ISSUE BEFORE THE COURT:

  • Whether the arbitration in the present case would be an International Arbitration Commercial Arbitration or not?
  • Whether a case is made out for exercise of power by the Court to make an appointment of an arbitrator?
  • Whether the power can be exercised by this Court under Section 11 of the Act when the appointment of an arbitrator has already been made by the respondent
  • Whether the appellant should be left to raise challenge at an appropriate stage in terms of remedies available in law

RATIO OF THE COURT

  • The Court referred to the case Larsen and Toubro Limited SCOMI Engineering BHD and observed that the lead member of the Consortium company i.e.
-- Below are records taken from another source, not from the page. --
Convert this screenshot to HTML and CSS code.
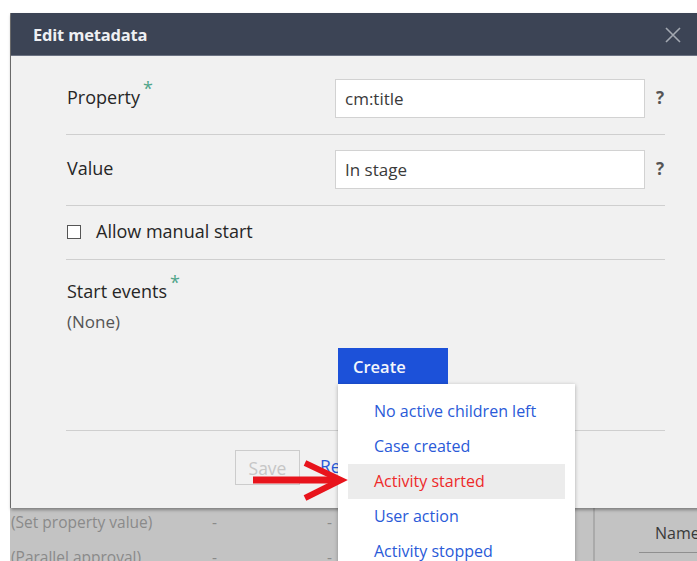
FILE: index.html
```html
<!DOCTYPE html>
<html lang="en">
<head>
<meta charset="utf-8">
<title>Edit metadata</title>
<link rel="stylesheet" href="styles.css">
</head>
<body>
<div class="screen">
  <div class="page-edge"></div>
  <div class="dialog">
    <div class="dlg-head">
      <span class="dlg-title">Edit metadata</span>
      <svg class="dlg-close" width="16" height="16" viewBox="0 0 16 16"><path d="M1 1 L15 15 M15 1 L1 15" stroke="#a3a8b1" stroke-width="1.6" fill="none"/></svg>
    </div>
    <div class="dlg-body">
      <div class="field">
        <span class="field-label">Property<span class="req">*</span></span>
        <div class="field-input">cm:title</div>
        <span class="help">?</span>
      </div>
      <div class="field field-next">
        <span class="field-label">Value</span>
        <div class="field-input">In stage</div>
        <span class="help">?</span>
      </div>
      <div class="check-row">
        <span class="checkbox"></span>
        <span class="check-label">Allow manual start</span>
      </div>
      <div class="events">
        <div class="field-label">Start events<span class="req">*</span></div>
        <div class="none">(None)</div>
        <div class="create-wrap">
          <button class="create" type="button">Create</button>
          <ul class="menu">
            <li class="menu-item">No active children left</li>
            <li class="menu-item">Case created</li>
            <li class="menu-item is-hover">Activity started</li>
            <li class="menu-item">User action</li>
            <li class="menu-item">Activity stopped</li>
          </ul>
        </div>
      </div>
      <div class="footer">
        <button class="save" type="button">Save</button>
        <a class="reset">Reset</a>
      </div>
    </div>
  </div>
  <div class="under">
    <div class="under-rows">
      <div class="under-row"><span class="c1">(Set property value)</span><span class="c2">-</span><span class="c3">-</span></div>
      <div class="under-row"><span class="c1">(Parallel approval)</span><span class="c2">-</span><span class="c3">-</span></div>
    </div>
    <div class="under-side">
      <span class="under-name">Name</span>
    </div>
  </div>
  <svg class="arrow" width="100" height="42" viewBox="0 0 100 42">
    <path d="M2 20 L88 20" stroke="#e8141c" stroke-width="7" fill="none"/>
    <path d="M54 3 L90 20 L54 38" stroke="#e8141c" stroke-width="6" fill="none" stroke-linejoin="miter"/>
  </svg>
</div>
</body>
</html>
```

FILE: styles.css
```css
html, body {
  margin: 0;
  padding: 0;
  background: #ffffff;
}

body {
  font-family: "Open Sans", "Liberation Sans", sans-serif;
  color: #2b2b2b;
}

.screen {
  position: relative;
  width: 697px;
  height: 561px;
  overflow: hidden;
  padding-top: 13px;
  box-sizing: border-box;
}

.page-edge {
  position: absolute;
  left: 10px;
  top: 13px;
  width: 1px;
  height: 495px;
  background: #7a7a7a;
}

/* dialog */
.dialog {
  position: relative;
  z-index: 2;
  margin-left: 11px;
  width: 700px;
  height: 495px;
  background: #f1f1f1;
  box-shadow: 0 2px 3px rgba(0, 0, 0, 0.35);
  display: flex;
  flex-direction: column;
}

.dlg-head {
  height: 42px;
  background: #3c4455;
  border-bottom: 1px solid #6b7282;
  display: flex;
  align-items: center;
  padding-left: 22px;
  padding-right: 30px;
  box-sizing: content-box;
}

.dlg-title {
  color: #eef0f3;
  font-weight: 700;
  font-size: 16.5px;
  letter-spacing: -0.2px;
  flex: 1;
}

.dlg-close {
  margin-top: 1px;
}

.dlg-body {
  padding-left: 55px;
  width: 599px;
  display: flex;
  flex-direction: column;
}

.field {
  display: flex;
  align-items: center;
  padding: 23px 0 16px;
  border-bottom: 1px solid #cfcfcf;
}

.field-next {
  padding-top: 15px;
}

.field-label {
  font-size: 18px;
  line-height: 24px;
  padding-left: 1px;
  width: 268px;
  color: #262626;
  margin-top: -3px;
}

.req {
  color: #4fa58a;
  font-size: 18px;
  position: relative;
  top: -9px;
  margin-left: 3px;
}

.field-input {
  width: 299px;
  height: 37px;
  border: 1px solid #d2d2d2;
  background: #ffffff;
  padding-left: 9px;
  font-size: 17px;
  line-height: 37px;
  color: #3a3a3a;
}

.help {
  margin-left: 11px;
  font-size: 17px;
  font-weight: 700;
  color: #555;
  margin-top: -2px;
}

.check-row {
  height: 53px;
  display: flex;
  align-items: center;
  border-bottom: 1px solid #cfcfcf;
}

.checkbox {
  width: 12px;
  height: 12px;
  border: 1.5px solid #555;
  background: #fff;
  margin-left: 1px;
  margin-right: 15px;
  margin-top: -2px;
}

.check-label {
  font-size: 18px;
  color: #262626;
  margin-top: -3px;
}

.events {
  padding: 20px 0 46px;
  border-bottom: 1px solid #cfcfcf;
}

.events .field-label {
  width: auto;
  line-height: 22px;
  margin-top: 0;
}

.none {
  margin-top: 9px;
  padding-left: 1px;
  font-size: 17px;
  line-height: 22px;
  color: #555;
}

.create-wrap {
  position: relative;
  margin-top: 15px;
  margin-left: 272px;
  width: 110px;
}

.create {
  display: block;
  width: 110px;
  height: 36px;
  border: none;
  background: #1c51d9;
  color: #f4f6fb;
  font-family: inherit;
  font-size: 16.5px;
  font-weight: 600;
  text-align: left;
  padding-left: 15px;
}

.menu {
  position: absolute;
  z-index: 5;
  left: 0;
  top: 36px;
  width: 237px;
  height: 200px;
  margin: 0;
  padding: 10px 10px 0;
  box-sizing: border-box;
  list-style: none;
  background: #ffffff;
  box-shadow: 0 1px 4px rgba(0, 0, 0, 0.3);
}

.menu-item {
  height: 35px;
  line-height: 34px;
  padding-left: 26px;
  font-size: 16px;
  color: #2a5ad8;
}

.menu-item.is-hover {
  background: #ececec;
  color: #ee2a2a;
}

.footer {
  padding-top: 19px;
  display: flex;
  align-items: center;
}

.save {
  margin-left: 169px;
  width: 65px;
  height: 35px;
  border: 1px solid #cccccc;
  background: #f1f1f1;
  color: #c6c6c6;
  font-family: inherit;
  font-size: 17.5px;
  padding: 0;
}

.reset {
  margin-left: 20px;
  color: #2a5ad8;
  font-size: 17.5px;
  margin-top: -3px;
}

/* page content behind the dialog */
.under {
  margin-left: 10px;
  height: 53px;
  background: #c3c3c3;
  display: flex;
}

.under-rows {
  width: 565px;
  padding-top: 4px;
}

.under-row {
  display: flex;
  height: 35px;
  line-height: 20px;
  font-size: 15.5px;
  color: #8a8a8a;
}

.c1 {
  width: 201px;
  padding-left: 1px;
}

.c2 {
  width: 115px;
}

.under-side {
  flex: 1;
  margin-left: 18px;
  border-left: 2px solid #aaaaaa;
  position: relative;
}

.under-name {
  position: absolute;
  left: 60px;
  top: 14px;
  font-size: 16px;
  color: #3a3a3a;
  width: 70px;
}

.under-name::after {
  content: "";
  position: absolute;
  left: -16px;
  top: 30px;
  width: 90px;
  height: 1px;
  background: #8f8f8f;
}

.arrow {
  position: absolute;
  z-index: 6;
  left: 251px;
  top: 460px;
}
```
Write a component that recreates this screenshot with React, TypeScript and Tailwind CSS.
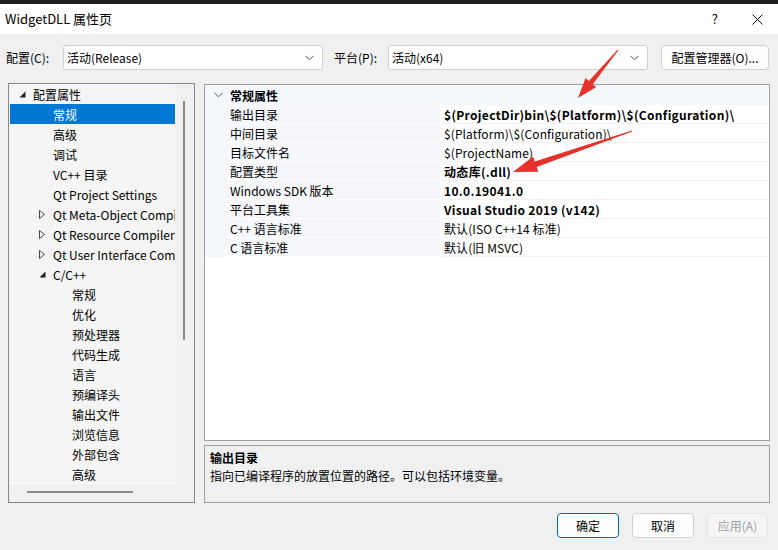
import React from 'react';

type TreeItem = { label: string; level: 0 | 1 | 2; expander?: 'open' | 'closed'; selected?: boolean };

const tree: TreeItem[] = [
  { label: '配置属性', level: 0, expander: 'open' },
  { label: '常规', level: 1, selected: true },
  { label: '高级', level: 1 },
  { label: '调试', level: 1 },
  { label: 'VC++ 目录', level: 1 },
  { label: 'Qt Project Settings', level: 1 },
  { label: 'Qt Meta-Object Compiler', level: 1, expander: 'closed' },
  { label: 'Qt Resource Compiler', level: 1, expander: 'closed' },
  { label: 'Qt User Interface Compiler', level: 1, expander: 'closed' },
  { label: 'C/C++', level: 1, expander: 'open' },
  { label: '常规', level: 2 },
  { label: '优化', level: 2 },
  { label: '预处理器', level: 2 },
  { label: '代码生成', level: 2 },
  { label: '语言', level: 2 },
  { label: '预编译头', level: 2 },
  { label: '输出文件', level: 2 },
  { label: '浏览信息', level: 2 },
  { label: '外部包含', level: 2 },
  { label: '高级', level: 2 },
];

const props: { name: string; value: string; bold?: boolean }[] = [
  { name: '输出目录', value: '$(ProjectDir)bin\\$(Platform)\\$(Configuration)\\', bold: true },
  { name: '中间目录', value: '$(Platform)\\$(Configuration)\\' },
  { name: '目标文件名', value: '$(ProjectName)' },
  { name: '配置类型', value: '动态库(.dll)', bold: true },
  { name: 'Windows SDK 版本', value: '10.0.19041.0', bold: true },
  { name: '平台工具集', value: 'Visual Studio 2019 (v142)', bold: true },
  { name: 'C++ 语言标准', value: '默认(ISO C++14 标准)' },
  { name: 'C 语言标准', value: '默认(旧 MSVC)' },
];

const Chevron = ({ className = '' }: { className?: string }) => (
  <svg width="9" height="6" viewBox="0 0 9 6" className={className}>
    <path d="M0.5 0.8 L4.5 4.8 L8.5 0.8" fill="none" stroke="#555" strokeWidth="1" />
  </svg>
);

const Expander = ({ kind }: { kind: 'open' | 'closed' }) =>
  kind === 'open' ? (
    <svg width="7" height="7" viewBox="0 0 7 7">
      <path d="M6.5 0.5 L6.5 6.5 L0.5 6.5 Z" fill="#222" />
    </svg>
  ) : (
    <svg width="6" height="9" viewBox="0 0 6 9">
      <path d="M0.5 0.5 L5.5 4.5 L0.5 8.5 Z" fill="none" stroke="#444" strokeWidth="1" />
    </svg>
  );

const ComboBox = ({ value, width }: { value: string; width: string }) => (
  <div className={`${width} flex h-[25px] shrink-0 items-center justify-between rounded-[3px] border border-[#d0d0d0] bg-white pl-[3px] pr-[8px]`}>
    <span className="pt-[1px]">{value}</span>
    <Chevron />
  </div>
);

export default function App() {
  return (
    <div
      className="relative h-[550px] w-[778px] overflow-hidden bg-[#f0f0f0] text-[12px] text-black"
      style={{ fontFamily: '"Noto Sans CJK SC", "Noto Sans", sans-serif' }}
    >
      <div className="h-[4px] bg-[#1f1f1f]" />

      {/* title bar */}
      <div className="flex h-[30px] items-center justify-between bg-white pl-[5px] pr-[15px]">
        <span className="text-[13px]">WidgetDLL 属性页</span>
        <div className="flex items-center gap-[34px]">
          <span className="text-[13px]">?</span>
          <svg width="11" height="11" viewBox="0 0 11 11">
            <path d="M0.5 0.5 L10.5 10.5 M10.5 0.5 L0.5 10.5" stroke="#111" strokeWidth="1" />
          </svg>
        </div>
      </div>

      {/* configuration row */}
      <div className="flex items-center pl-[6px] pt-[11px]">
        <span className="w-[57px] shrink-0 pt-[1px]">配置(C):</span>
        <ComboBox value="活动(Release)" width="w-[260px]" />
        <span className="ml-[11px] w-[54px] shrink-0 pt-[1px]">平台(P):</span>
        <ComboBox value="活动(x64)" width="w-[260px]" />
        <button className="ml-[13px] flex h-[25px] w-[108px] shrink-0 items-center justify-center rounded-[4px] border border-[#d0d0d0] bg-[#fdfdfd] pt-[1px]">
          配置管理器(O)...
        </button>
      </div>

      {/* main area */}
      <div className="mt-[13px] flex pl-[8px]">
        {/* tree */}
        <div className="flex h-[420px] w-[187px] shrink-0 flex-col border border-[#828790]">
          <div className="flex h-[400px]">
            <div className="w-[166px] shrink-0 overflow-hidden border-b border-white bg-[#f5f5f5]">
              {tree.map((t, i) => (
                <div
                  key={i}
                  className={`relative flex h-[20px] items-center whitespace-nowrap ${
                    t.selected ? 'ml-[1px] bg-[#0078d4] text-white' : ''
                  }`}
                >
                  {t.expander && (
                    <span
                      className={`absolute flex items-center ${t.level === 0 ? 'left-[10px]' : 'left-[30px]'}`}
                    >
                      <Expander kind={t.expander} />
                    </span>
                  )}
                  <span
                    className={`pt-[1px] ${
                      t.level === 0 ? 'pl-[24px]' : t.level === 1 ? (t.selected ? 'pl-[43px]' : 'pl-[44px]') : 'pl-[63px]'
                    }`}
                  >
                    {t.label}
                  </span>
                </div>
              ))}
            </div>
            <div className="flex-1 pl-[8px] pt-[17px]">
              <div className="h-[239px] w-[2px] bg-[#8a8a8a]" />
            </div>
          </div>
          <div className="flex-1 pl-[18px] pt-[7px]">
            <div className="h-[2px] w-[106px] bg-[#8a8a8a]" />
          </div>
        </div>

        {/* right column */}
        <div className="ml-[9px] mt-[1px] flex w-[566px] shrink-0 flex-col gap-[4px]">
          <div className="h-[357px] overflow-hidden border border-[#a0a0a0] bg-white">
            <div className="flex h-[20px] items-center bg-[#f4f7fc]">
              <span className="flex w-[25px] justify-center pl-[2px]">
                <Chevron />
              </span>
              <span className="pt-[1px] font-bold">常规属性</span>
            </div>
            {props.map((p) => (
              <div key={p.name} className="flex h-[19px]">
                <div className="w-[21px] shrink-0 bg-[#f4f7fc]" />
                <div className="flex w-[214px] shrink-0 items-center border-b border-white bg-[#f6f7fa] pl-[4px] pt-[1px]">
                  {p.name}
                </div>
                <div className="w-[1px] shrink-0 bg-white" />
                <div
                  className={`flex min-w-0 flex-1 items-center border-b border-[#f2f2f4] pl-[3px] pt-[1px] whitespace-nowrap ${
                    p.bold ? 'font-bold tracking-[0.33px]' : 'tracking-[0.1px]'
                  }`}
                >
                  {p.value}
                </div>
              </div>
            ))}
          </div>

          <div className="h-[58px] overflow-hidden border border-[#a0a0a0] bg-[#f0f0f0] px-[5px] pt-[3px]">
            <div className="h-[18px] font-bold leading-[18px]">输出目录</div>
            <div className="h-[18px] leading-[18px]">指向已编译程序的放置位置的路径。可以包括环境变量。</div>
          </div>
        </div>
      </div>

      {/* buttons */}
      <div className="mt-[10px] flex justify-end gap-[13px] pr-[10px]">
        <button className="h-[25px] w-[62px] rounded-[4px] border border-[#0067c0] bg-[#fdfdfd] pt-[1px]">确定</button>
        <button className="h-[25px] w-[62px] rounded-[4px] border border-[#d0d0d0] bg-[#fdfdfd] pt-[1px]">取消</button>
        <button className="h-[25px] w-[61px] rounded-[4px] border border-[#e5e5e5] bg-[#f5f5f5] pt-[1px] text-[#a0a0a0]">
          应用(A)
        </button>
      </div>

      {/* red annotation arrows */}
      <svg className="pointer-events-none absolute left-0 top-0" width="778" height="550">
        <polygon
          points="618.4,50.3 592.7,84.2 596.2,87.1 578,98 585.4,78.2 588.9,81.0 617.6,49.7"
          fill="#e5322b"
        />
        <polygon
          points="632.2,131.5 536.7,167.0 538.3,171.8 513,172 533.1,156.6 534.7,161.4 631.8,130.5"
          fill="#e5322b"
        />
      </svg>
    </div>
  );
}
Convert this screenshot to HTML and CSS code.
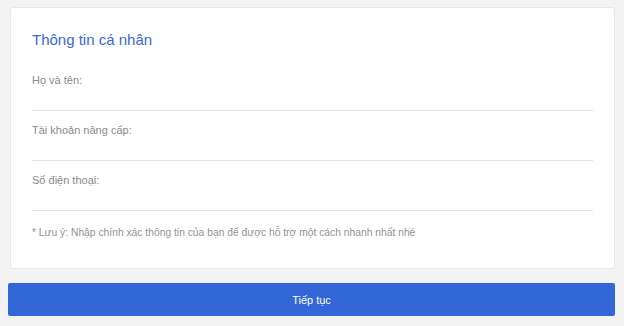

Applicant No.1 being an Architectural Firm having its registered office in New York, satisfies the requirements of Section 2(1)(f) of the Act and makes the arbitration in the present case an “International Commercial Arbitration”.
  • The communication invoking arbitration in terms of Clause 24 was sent by the Applicants on 28.06.2019 and the period within which the respondent was to make the necessary appointment expired on 28.07.2019. The court opined that the appointment was not technically within the time stipulated but such delay on part of the respondent could not be said to be an infraction of such magnitude that exercise of power by the Court under Section 11 of the Act merely on that ground is called for.
  • The court referred to the case TRF Limited v. Energo Engineering Projects Limited and opined that whatever advantage a party may derive by nominating an arbitrator of its choice would get counter balanced by equal power with the other party. But, in a case where only one party has a right to appoint a sole arbitrator, its choice will always have an element of exclusivity in determining or charting course for dispute resolution. Naturally, the person who has an interest in the outcome or decision of the dispute must not have the power to appoint a sole arbitrator. That has to be taken as the essence of the amendments brought in by the Arbitration and Conciliation (Amendment) Act, 2015 (Act 3 of 2016)

DECISION HELD BY COURT:

  • The Court accepted the application and annulled the effect of the letter dated 30.07.2019 issued by the respondent and of the appointment of the arbitrator.
  • The court conferred its power by Section 11(6) of the Act, and appointed Dr. Justice A.K. Sikri, former Judge of this Court as the sole arbitrator to decide all the disputes arising out of the Agreement dated 22.05.2017, between the parties, subject to the mandatory declaration made under the amended Section 12 of the Act with respect to independence and impartiality and the ability to devote sufficient time to complete the arbitration within the period as per Section 29A of the Act.